§ Directions: Set down the final stretch of the data, from the line that holds "React and styled-components." through the last line, both included, with pictures left out.

§ Record set:
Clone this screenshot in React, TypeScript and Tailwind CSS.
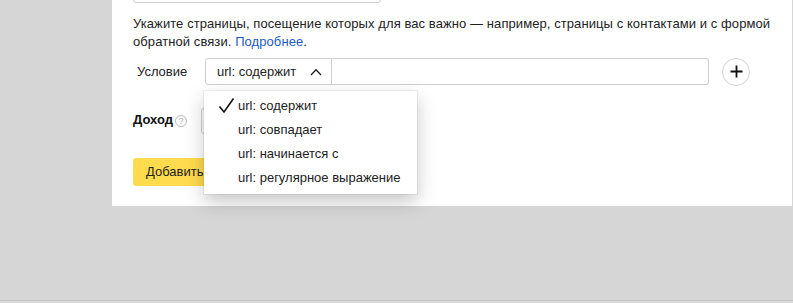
import React from "react";

const OPTIONS = ["содержит", "совпадает", "начинается с", "регулярное выражение"];

const font = { fontFamily: '"Liberation Sans", Arial, sans-serif' };

const ConditionMenu: React.FC = () => (
  <div className="absolute left-[-1px] top-[33px] z-10 w-[213px] bg-white pb-[4px] pt-[3px] shadow-[0_8px_18px_rgba(0,0,0,0.22),0_0_0_1px_rgba(0,0,0,0.06)]">
    {OPTIONS.map((o, i) => (
      <div key={o} className="relative flex h-[24px] items-center pl-[34px] text-[13px] text-[#222]">
        {i === 0 && (
          <svg className="absolute left-[14px] top-[3px]" width="17" height="17" viewBox="0 0 17 17">
            <path d="M1.5 9.5 L6 15 L15.5 1.5" fill="none" stroke="#111" strokeWidth="1.6" />
          </svg>
        )}
        url: {o}
      </div>
    ))}
  </div>
);

export default function App() {
  return (
    <div className="flex h-[303px] w-[793px] flex-col bg-[#d6d6d6]" style={font}>
      <div className="ml-[112px] h-[206px] w-[680px] overflow-visible bg-white pl-[21px]">
        <div className="-mt-[25px] h-[28px] w-[248px] rounded-[3px] border border-[#d0d0d0]" />

        <p className="mt-[12px] w-[645px] text-[13px] leading-[18px] tracking-[0.08px] text-[#222]">
          Укажите страницы, посещение которых для вас важно — например, страницы с контактами и с формой
          обратной связи. <span className="text-[#1a5cc4]">Подробнее</span>.
        </p>

        <div className="mt-[7px] flex h-[27px] items-center">
          <span className="w-[72px] pl-[4px] text-[13px] text-[#222]">Условие</span>
          <div className="relative h-[27px]">
            <button className="flex h-[27px] w-[127px] items-center rounded-l-[3px] border border-[#cfcfcf] pl-[11px] pr-[9px] text-[13px] text-[#222]">
              <span>url: содержит</span>
              <svg className="ml-auto" width="12" height="8" viewBox="0 0 12 8">
                <path d="M1 7 L6 1.8 L11 7" fill="none" stroke="#222" strokeWidth="1.3" />
              </svg>
            </button>
            <ConditionMenu />
          </div>
          <div className="h-[27px] w-[377px] rounded-r-[3px] border border-l-0 border-[#cfcfcf]" />
          <button className="ml-[13px] flex h-[28px] w-[28px] items-center justify-center rounded-full border border-[#d4d4d4]">
            <svg width="13" height="13" viewBox="0 0 13 13">
              <path d="M6.5 0.5 V12.5 M0.5 6.5 H12.5" stroke="#111" strokeWidth="1.8" />
            </svg>
          </button>
        </div>

        <div className="mt-[23px] flex h-[26px] items-center">
          <span className="-mt-[2px] text-[13px] font-bold text-[#111]">Доход</span>
          <span className="ml-[2px] flex h-[12px] w-[12px] items-center justify-center rounded-full border border-[#bbb] text-[9px] leading-none text-[#aaa]">
            ?
          </span>
          <div className="ml-[14px] h-[26px] w-[120px] rounded-[3px] border border-[#d0d0d0]" />
        </div>

        <button className="mt-[24px] h-[28px] w-[110px] rounded-[3px] bg-[#ffdb4d] pl-[13px] text-left text-[13px] text-[#222]">
          Добавить
        </button>
      </div>
      <div className="mt-auto h-[3px] border-t border-[#c6c6c6] bg-[#d9d9d9]" />
    </div>
  );
}
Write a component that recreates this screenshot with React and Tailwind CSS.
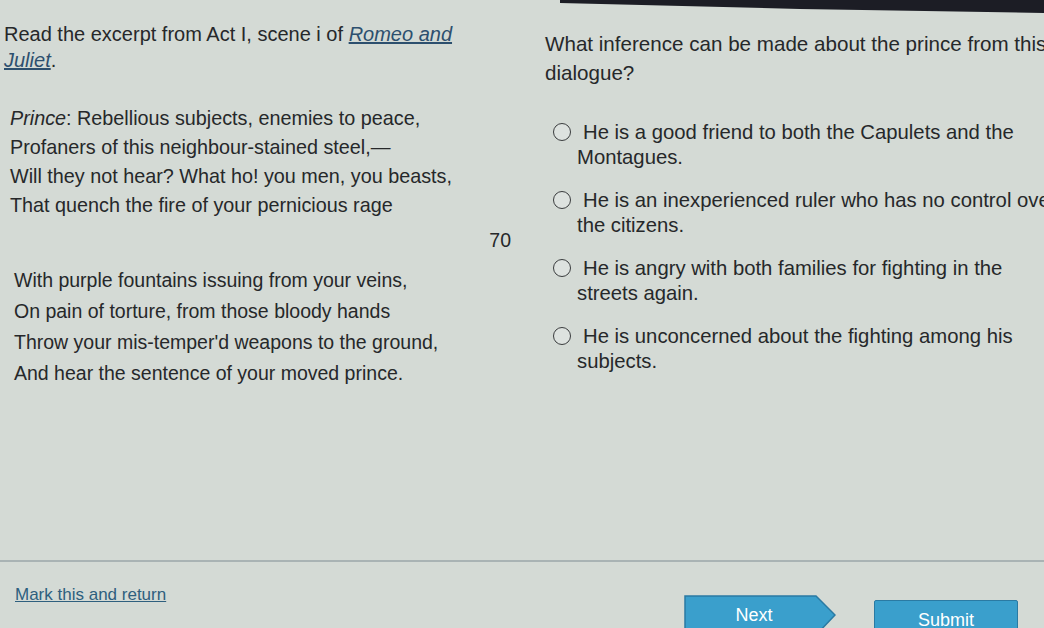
import React from "react";

const options = [
  ["He is a good friend to both the Capulets and the", "Montagues."],
  ["He is an inexperienced ruler who has no control over", "the citizens."],
  ["He is angry with both families for fighting in the", "streets again."],
  ["He is unconcerned about the fighting among his", "subjects."],
];

export default function App() {
  return (
    <div
      className="relative w-[1044px] h-[628px] overflow-hidden bg-[#d4dad5] text-[#26282a]"
      style={{ fontFamily: '"Liberation Sans", Arial, sans-serif' }}
    >
      {/* bezel strip at top right */}
      <svg className="absolute top-0 left-0" width="1044" height="14" viewBox="0 0 1044 14">
        <polygon points="560,0 1044,0 1044,13 800,9 560,3" fill="#1c1d25" />
      </svg>

      <div className="flex h-[560px]">
        {/* left column */}
        <div className="w-[535px] shrink-0 pl-[4px] pt-[21px]">
          <p className="text-[20px] leading-[26px] whitespace-nowrap">
            Read the excerpt from Act I, scene i of{" "}
            <span className="italic underline text-[#2c4f6e] decoration-[#2c4f6e]">Romeo and</span>
            <br />
            <span className="italic underline text-[#2c4f6e] decoration-[#2c4f6e]">Juliet</span>.
          </p>

          <div className="mt-[31px] pl-[6px] text-[19.8px] leading-[29px]">
            <p>
              <span className="italic">Prince</span>: Rebellious subjects, enemies to peace,
            </p>
            <p>Profaners of this neighbour-stained steel,—</p>
            <p>Will they not hear? What ho! you men, you beasts,</p>
            <p>That quench the fire of your pernicious rage</p>
          </div>
          <div className="flex justify-end pr-[24px] mt-[8px] text-[19.5px] leading-[24px]">70</div>
          <div className="mt-[13px] pl-[10px] text-[19.5px] leading-[31px]">
            <p>With purple fountains issuing from your veins,</p>
            <p>On pain of torture, from those bloody hands</p>
            <p>Throw your mis-temper'd weapons to the ground,</p>
            <p>And hear the sentence of your moved prince.</p>
          </div>
        </div>

        {/* right column */}
        <div className="flex-1 pt-[29px] pl-[10px] overflow-hidden">
          <p className="text-[20.6px] leading-[29px] whitespace-nowrap">
            What inference can be made about the prince from this
            <br />
            dialogue?
          </p>
          <div className="mt-[33px] flex flex-col gap-[18px] pl-[8px]">
            {options.map(([a, b], i) => (
              <div key={i} className="flex items-start gap-[12px]">
                <span className="mt-[3px] shrink-0 w-[18px] h-[18px] rounded-full border-[1.5px] border-[#3a3c3e] bg-[#dde2df]" />
                <div className="text-[20.3px] leading-[25px]">
                  <p className="whitespace-nowrap">{a}</p>
                  <p className="-ml-[6px]">{b}</p>
                </div>
              </div>
            ))}
          </div>
        </div>
      </div>

      {/* divider */}
      <div className="h-[2px] bg-[#a9b3b4]" />

      {/* footer */}
      <div className="flex items-start pt-[20px] px-[15px]">
        <a className="text-[17px] text-[#2e5f7e] underline decoration-[#2e5f7e]" href="#">
          Mark this and return
        </a>
        <div className="ml-auto flex gap-[38px] pr-[11px] pt-[13px]">
          <div className="relative w-[152px] h-[40px]">
            <svg className="absolute inset-0" width="152" height="40" viewBox="0 0 152 40">
              <polygon points="1,1 132,1 151,20 132,40 1,40" fill="#3a9fcc" stroke="#2a7aa3" strokeWidth="1.5" />
            </svg>
            <span className="absolute left-0 right-[12px] top-[7px] text-center text-white text-[18px]">Next</span>
          </div>
          <div className="relative w-[144px] h-[40px] mt-[5px] rounded-[2px] bg-[#3a9fcc] border border-[#2a7aa3]">
            <span className="absolute inset-x-0 top-[6px] text-center text-white text-[18px]">Submit</span>
          </div>
        </div>
      </div>
    </div>
  );
}
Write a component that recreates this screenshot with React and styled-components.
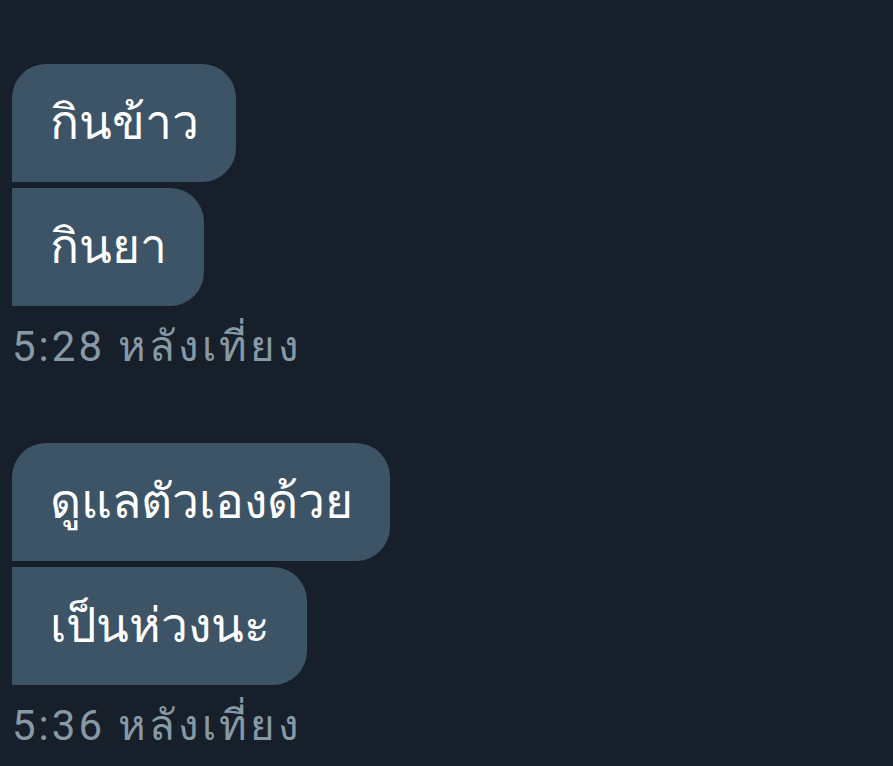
import styled, { createGlobalStyle } from "styled-components";

const GlobalStyle = createGlobalStyle`
  html, body {
    margin: 0;
    padding: 0;
    background-color: #17202a;
  }
  body {
    font-family: Roboto, "Noto Sans", sans-serif;
  }
`;

const Thread = styled.div`
  width: 893px;
  height: 766px;
  overflow: hidden;
  padding: 64px 0 0 12px;
  box-sizing: border-box;
  display: flex;
  flex-direction: column;
`;

const Group = styled.div`
  display: flex;
  flex-direction: column;
  align-items: flex-start;
  gap: 6px;
  margin-bottom: 74px;
`;

const Bubble = styled.div`
  background-color: #3d5466;
  color: #ffffff;
  font-size: 48px;
  line-height: 118px;
  height: 118px;
  padding: 0 37px 0 38px;
  box-sizing: border-box;
  white-space: nowrap;
  border-radius: ${(p) => (p.$first ? "34px 34px 34px 0" : "0 34px 34px 0")};
`;

const Stamp = styled.div`
  color: #8899a6;
  font-size: 42px;
  letter-spacing: 3px;
  line-height: 44px;
  margin-top: 13px;
  white-space: nowrap;
`;

const groups = [
  { messages: ["กินข้าว", "กินยา"], time: "5:28 หลังเที่ยง" },
  { messages: ["ดูแลตัวเองด้วย", "เป็นห่วงนะ"], time: "5:36 หลังเที่ยง" },
];

export default function App() {
  return (
    <>
      <GlobalStyle />
      <Thread>
        {groups.map((g) => (
          <Group key={g.time}>
            {g.messages.map((m, i) => (
              <Bubble key={m} $first={i === 0}>
                {m}
              </Bubble>
            ))}
            <Stamp>{g.time}</Stamp>
          </Group>
        ))}
      </Thread>
    </>
  );
}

§ Answer to this problem:
Write a component that recreates this screenshot with React and styled-components.
import styled, { createGlobalStyle } from "styled-components";

const GlobalStyle = createGlobalStyle`
  html, body {
    margin: 0;
    padding: 0;
    background-color: #17202a;
  }
  body {
    font-family: Roboto, "Noto Sans", sans-serif;
  }
`;

const Thread = styled.div`
  width: 893px;
  height: 766px;
  overflow: hidden;
  padding: 64px 0 0 12px;
  box-sizing: border-box;
  display: flex;
  flex-direction: column;
`;

const Group = styled.div`
  display: flex;
  flex-direction: column;
  align-items: flex-start;
  gap: 6px;
  margin-bottom: 74px;
`;

const Bubble = styled.div`
  background-color: #3d5466;
  color: #ffffff;
  font-size: 48px;
  line-height: 118px;
  height: 118px;
  padding: 0 37px 0 38px;
  box-sizing: border-box;
  white-space: nowrap;
  border-radius: ${(p) => (p.$first ? "34px 34px 34px 0" : "0 34px 34px 0")};
`;

const Stamp = styled.div`
  color: #8899a6;
  font-size: 42px;
  letter-spacing: 3px;
  line-height: 44px;
  margin-top: 13px;
  white-space: nowrap;
`;

const groups = [
  { messages: ["กินข้าว", "กินยา"], time: "5:28 หลังเที่ยง" },
  { messages: ["ดูแลตัวเองด้วย", "เป็นห่วงนะ"], time: "5:36 หลังเที่ยง" },
];

export default function App() {
  return (
    <>
      <GlobalStyle />
      <Thread>
        {groups.map((g) => (
          <Group key={g.time}>
            {g.messages.map((m, i) => (
              <Bubble key={m} $first={i === 0}>
                {m}
              </Bubble>
            ))}
            <Stamp>{g.time}</Stamp>
          </Group>
        ))}
      </Thread>
    </>
  );
}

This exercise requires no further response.